The 3 Data Product components and how a Data-First Stack enables each
To become the independent architectural quantum, a Data Product needs to wrap three structural components:
Code
The code required for data management is far from simple or straightforward. It encompasses data pipelines (ingestion, transformation, and serving), APIs (access, metadata, and metrics), and enforcement (policies, compliances, lineage & provenance).
The reason why the data ecosystem is not as robust as the software ecosystem is that code for data management was never approached from a software development angle. In prevalent data stacks, all these code components are isolated and are unable to talk to each other.
🔑 We do not just suffer from data silos, but there’s a much deeper problem. We also suffer tremendously from data code silos.
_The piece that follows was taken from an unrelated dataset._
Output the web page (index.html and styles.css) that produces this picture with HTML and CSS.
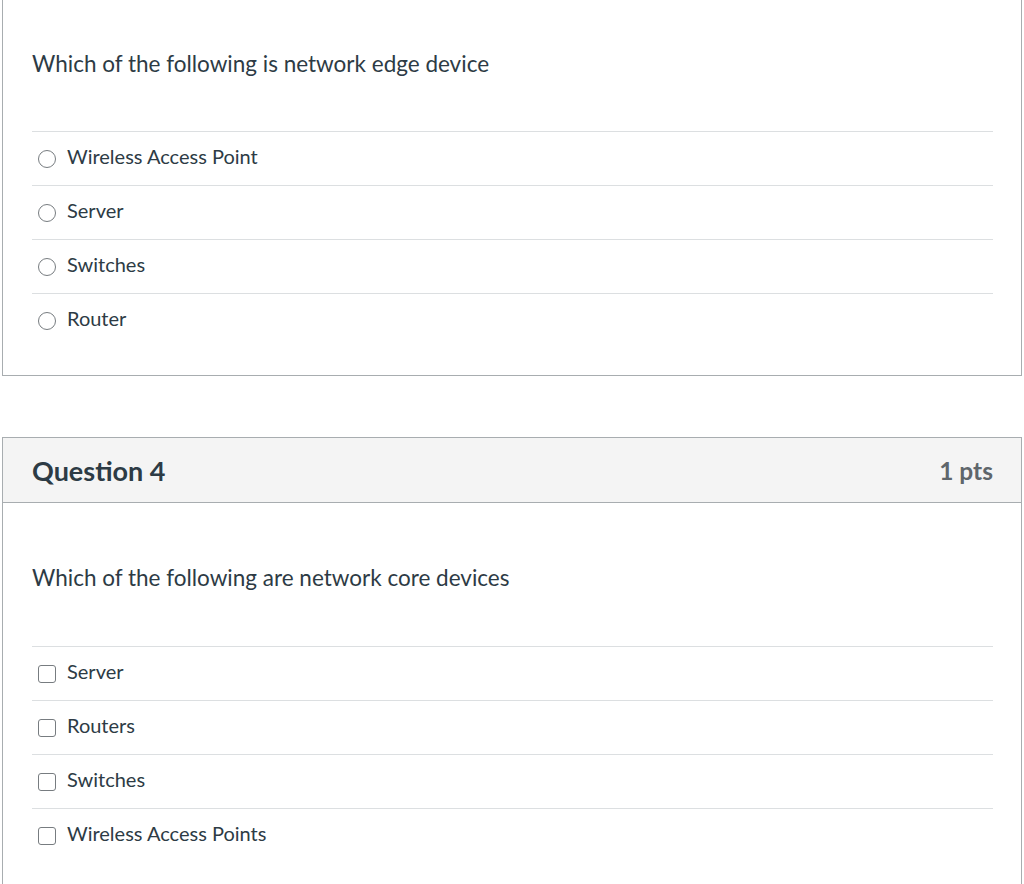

A Data First Stack approaches data as software and wraps code to enable object-oriented capabilities such as abstraction, encapsulation, modularity, inheritance, and polymorphism across all the components of the data stack. As an architectural quantum, the code becomes a part of the independent unit that is served as a Data Product.
Becoming data-first within weeks becomes possible through the high internal architectural quality of a DFS that constitutes composable primitive components talking to each other to build finer and more complex data solutions: Unification through Modularisation.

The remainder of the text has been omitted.